Rajendra Suwal: Trekking and Conservation in Nepal

Features Issue 112 Feb, 2011
Text by Leah Olson / Photo: ECS Media

Adventure runs through Rajendra Suwal’s veins.  Suwal, managing director of NepalNature.com and general manager of the Kathmandu Guest House, has already had a lifetime of exploration, adventure and discovery in Nepal’s mighty wilderness and he doesn’t plan on stopping any time soon. A conservationist and biodiversity expert by profession, Suwal is a fountain of knowledge about the wild animals that call Nepal home. As a prominent member of the tourism industry, Suwal is the go-to source for trekking and mountaineer expeditions.

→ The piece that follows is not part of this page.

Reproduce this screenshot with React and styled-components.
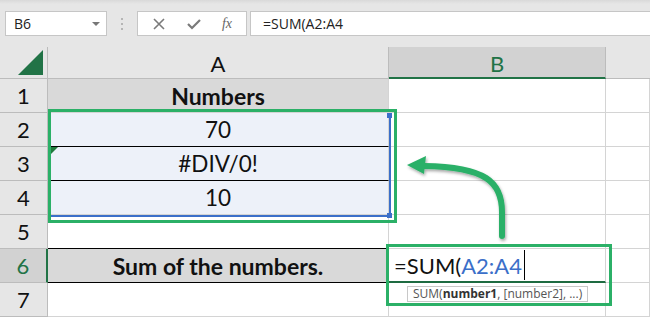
import React from "react";
import styled, { createGlobalStyle } from "styled-components";

const GREEN = "#2bb067";
const XL_GREEN = "#217346";
const BLUE = "#3b6fc9";
const GRID = "#d4d4d4";
const HEAD_LINE = "#bcbcbc";

const GlobalStyle = createGlobalStyle`
  html, body {
    margin: 0;
    padding: 0;
    background: #ffffff;
    overflow: hidden;
  }
`;

const Page = styled.div`
  position: relative;
  width: 650px;
  height: 323px;
  overflow: hidden;
  font-family: "Lato", "Noto Sans", sans-serif;
`;

const Toolbar = styled.div`
  height: 47px;
  box-sizing: border-box;
  padding: 11px 0 0 5px;
  display: flex;
  align-items: flex-start;
  background: linear-gradient(#d9d9d9 0px, #e6e6e6 4px, #e6e6e6 100%);
  font-family: "Open Sans", "Noto Sans", sans-serif;
  font-size: 14px;
  color: #222;
`;

const NameBox = styled.div`
  width: 102px;
  height: 25px;
  box-sizing: border-box;
  background: #fff;
  border: 1px solid #c6c6c6;
  display: flex;
  align-items: center;
  justify-content: space-between;
  padding: 0 6px 0 8px;
`;

const Caret = styled.span`
  width: 0;
  height: 0;
  border-left: 4px solid transparent;
  border-right: 4px solid transparent;
  border-top: 4px solid #777;
`;

const Grip = styled.div`
  width: 30px;
  height: 25px;
  display: flex;
  flex-direction: column;
  align-items: center;
  justify-content: center;
  gap: 3px;
  span {
    width: 2px;
    height: 2px;
    background: #b5b5b5;
  }
`;

const FxBox = styled.div`
  width: 110px;
  height: 25px;
  box-sizing: border-box;
  background: #fff;
  border: 1px solid #c6c6c6;
  display: flex;
  align-items: center;
  justify-content: space-around;
  padding: 0 4px;
  color: #7a7a7a;
`;

const FxLabel = styled.span`
  font-family: "Liberation Serif", serif;
  font-style: italic;
  font-size: 14px;
  color: #666;
`;

const FormulaInput = styled.div`
  flex: 1;
  margin-left: 3px;
  height: 25px;
  box-sizing: border-box;
  background: #fff;
  border: 1px solid #c6c6c6;
  border-right: none;
  display: flex;
  align-items: center;
  padding-left: 12px;
`;

const Sheet = styled.div`
  display: grid;
  grid-template-columns: 48px 341px 217px 1fr;
  grid-template-rows: 32px repeat(7, 34px);
`;

const Corner = styled.div`
  background: #e6e6e6;
  border-right: 1px solid ${HEAD_LINE};
  border-bottom: 1px solid ${HEAD_LINE};
  display: flex;
  align-items: flex-end;
  justify-content: flex-end;
  padding: 0 4px 3px 0;
`;

const ColHead = styled.div`
  background: ${(p) => (p.$active ? "#d2d2d2" : "#e6e6e6")};
  color: ${(p) => (p.$active ? XL_GREEN : "#111")};
  border-right: 1px solid ${HEAD_LINE};
  border-bottom: ${(p) => (p.$active ? `2px solid ${XL_GREEN}` : `1px solid ${HEAD_LINE}`)};
  display: flex;
  align-items: center;
  justify-content: center;
  font-size: 22px;
  padding-top: 2px;
`;

const ColHeadRest = styled.div`
  background: #e6e6e6;
  border-bottom: 1px solid ${HEAD_LINE};
`;

const RowHead = styled.div`
  background: ${(p) => (p.$active ? "#d2d2d2" : "#e6e6e6")};
  color: ${(p) => (p.$active ? XL_GREEN : "#111")};
  border-right: ${(p) => (p.$active ? `2px solid ${XL_GREEN}` : `1px solid ${HEAD_LINE}`)};
  border-bottom: 1px solid ${HEAD_LINE};
  display: flex;
  align-items: center;
  justify-content: center;
  font-size: 22px;
`;

const Cell = styled.div`
  position: relative;
  background: ${(p) => p.$bg || "#fff"};
  border-right: 1px solid ${(p) => p.$rightColor || GRID};
  border-bottom: 1px solid ${(p) => p.$bottomColor || GRID};
  display: flex;
  align-items: center;
  justify-content: center;
  font-size: ${(p) => (p.$bold ? "23px" : "22.5px")};
  font-weight: ${(p) => (p.$bold ? 700 : 400)};
  color: #111;
  white-space: nowrap;
`;

const ErrorFlag = styled.span`
  position: absolute;
  left: 3px;
  top: 0;
  width: 0;
  height: 0;
  border-top: 7px solid #1f7a3c;
  border-right: 7px solid transparent;
`;

const EditCell = styled.div`
  position: relative;
  background: #fff;
  border-right: 1px solid ${GRID};
  border-bottom: 2px solid #1e6b41;
  display: flex;
  align-items: center;
  padding-left: 5px;
  font-size: 22px;
  color: #111;
`;

const RefText = styled.span`
  color: ${BLUE};
`;

const TextCursor = styled.span`
  width: 1px;
  height: 30px;
  background: #000;
  margin-left: 2px;
`;

const RangeHighlight = styled.div`
  position: absolute;
  left: 48px;
  top: 109px;
  width: 349px;
  height: 114px;
  box-sizing: border-box;
  border: 3px solid ${GREEN};
  pointer-events: none;
`;

const RangeBorder = styled.div`
  position: absolute;
  left: 48px;
  top: 113px;
  width: 343px;
  height: 104px;
  box-sizing: border-box;
  border-right: 2px solid ${BLUE};
  border-bottom: 2px solid ${BLUE};
`;

const Handle = styled.span`
  position: absolute;
  width: 5px;
  height: 5px;
  background: ${BLUE};
  right: -3px;
  ${(p) => (p.$bottom ? "bottom: -3px;" : "top: 0;")}
`;

const FormulaHighlight = styled.div`
  position: absolute;
  left: 386px;
  top: 244px;
  width: 226px;
  height: 62px;
  box-sizing: border-box;
  border: 3px solid ${GREEN};
`;

const Tooltip = styled.div`
  position: absolute;
  left: 407px;
  top: 286px;
  height: 16px;
  box-sizing: border-box;
  padding: 0 5px;
  background: #fff;
  border: 1px solid #c8c8c8;
  font-family: "Open Sans", "Noto Sans", sans-serif;
  font-size: 12px;
  line-height: 14px;
  color: #555;
  b {
    color: #333;
  }
`;

const ArrowLayer = styled.svg`
  position: absolute;
  left: 0;
  top: 0;
  pointer-events: none;
`;

export default function App() {
  return (
    <Page>
      <GlobalStyle />
      <Toolbar>
        <NameBox>
          B6
          <Caret />
        </NameBox>
        <Grip>
          <span />
          <span />
          <span />
        </Grip>
        <FxBox>
          <svg width="14" height="14" viewBox="0 0 14 14">
            <path d="M2 2 L12 12 M12 2 L2 12" stroke="#7a7a7a" strokeWidth="1.6" />
          </svg>
          <svg width="16" height="14" viewBox="0 0 16 14">
            <path d="M2 7 L6 11 L14 3" stroke="#7a7a7a" strokeWidth="2.2" fill="none" />
          </svg>
          <FxLabel>fx</FxLabel>
        </FxBox>
        <FormulaInput>=SUM(A2:A4</FormulaInput>
      </Toolbar>

      <Sheet>
        <Corner>
          <svg width="25" height="25" viewBox="0 0 25 25">
            <polygon points="25,0 25,25 0,25" fill={XL_GREEN} />
          </svg>
        </Corner>
        <ColHead>A</ColHead>
        <ColHead $active>B</ColHead>
        <ColHeadRest />

        <RowHead>1</RowHead>
        <Cell $bg="#d9d9d9" $bold>Numbers</Cell>
        <Cell />
        <Cell />

        <RowHead>2</RowHead>
        <Cell $bg="#edf1f9" $bottomColor="#000">70</Cell>
        <Cell />
        <Cell />

        <RowHead>3</RowHead>
        <Cell $bg="#edf1f9" $bottomColor="#000">
          <ErrorFlag />
          #DIV/0!
        </Cell>
        <Cell />
        <Cell />

        <RowHead>4</RowHead>
        <Cell $bg="#edf1f9">10</Cell>
        <Cell />
        <Cell />

        <RowHead>5</RowHead>
        <Cell $bottomColor="#000" />
        <Cell />
        <Cell />

        <RowHead $active>6</RowHead>
        <Cell $bg="#d9d9d9" $bold $bottomColor="#000">Sum of the numbers.</Cell>
        <EditCell>
          =SUM(<RefText>A2:A4</RefText>
          <TextCursor />
        </EditCell>
        <Cell />

        <RowHead>7</RowHead>
        <Cell />
        <Cell />
        <Cell />
      </Sheet>

      <RangeBorder>
        <Handle />
        <Handle $bottom />
      </RangeBorder>
      <RangeHighlight />
      <FormulaHighlight />
      <Tooltip>
        SUM(<b>number1</b>, [number2], ...)
      </Tooltip>

      <ArrowLayer width="650" height="323">
        <defs>
          <filter id="shadow" x="-20%" y="-20%" width="140%" height="140%">
            <feDropShadow dx="1" dy="2" stdDeviation="1.5" floodColor="#000" floodOpacity="0.35" />
          </filter>
        </defs>
        <g filter="url(#shadow)">
          <path
            d="M502 236 L502 212 C502 182 486 167 424 166"
            stroke={GREEN}
            strokeWidth="6"
            strokeLinecap="round"
            fill="none"
          />
          <polygon points="407,165 426,156 424,174" fill={GREEN} />
        </g>
      </ArrowLayer>
    </Page>
  );
}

Suwal is now an expert on trekking and tours in Nepal, but he recalls a time when he and six friends, all around 13 years old, set off into the Helambu region with little more than a map, cooking utensils and sleeping bags. The cost of the trek was a paltry 100 rupees per person for the entire trip. “We calculated that it would take us two days to reach our destination. But it ended up taking us more than four days,” Suwal said with a laugh. “By the time we reached home again, we had only 50 paisa left in our pockets, but all six of us thoroughly enjoyed it.  That’s a trek I’ll always remember.”

Since those early days of unbridled adventure, Suwal has gone on to work with reputed mountaineers, documentarians and environmentalists. As a conservationist, he has worked with the World Wildlife Foundation, the IUCN and the UNDP. He’s also collaborated with the BBC on a number of nature documentaries, including the famed Planet Earth series which came to Nepal to film migrating cranes over the Kali Gandaki valley. Since Suwal’s career revolves around Nepal’s great outdoors, he’s witnessed a number of changes in the trekking industry, as well as changing attitudes of both trekkers and industry workers.

“In a lot of ways, trekking is easier now,” said Suwal.  “Before, there were no toilets, no electricity and you had to stay in local houses or in your own tent.” Things have changed as the industry boomed: now some 30,000 tourists hit the trails to Everest Base Camp alone each year. Suwal says it is great for the country to host these trekkers and mountaineers, but that local Nepalis and foreign tourists must be contentious about environment- friendly practices to employ on trek. Trekkers should be mindful of what kinds of fuel locals are using (wood, kerosene or micro-hydro electricity?) to cook and heat their lodges. If possible, steer away from establishments that use wood for fuel as supporting these places encourages increased felling of nearby trees. If you can, support places that use bio-gas as fuel and always make sure never to leave trash on the trails.

The solitude of the trails, taking in awe-inspiring wildlife and conquering mountains you never thought possible are some of the greatest thrills of Nepal travel, and why people continue to come back.  “People love this sort of thing,” Suwal said about Nepal’s alpine culture.  “Some people have this great enthusiasm and spirit for the mountains and that’s why they come here: for the mountains, for the outdoors, for the wildlife: because we have everything.”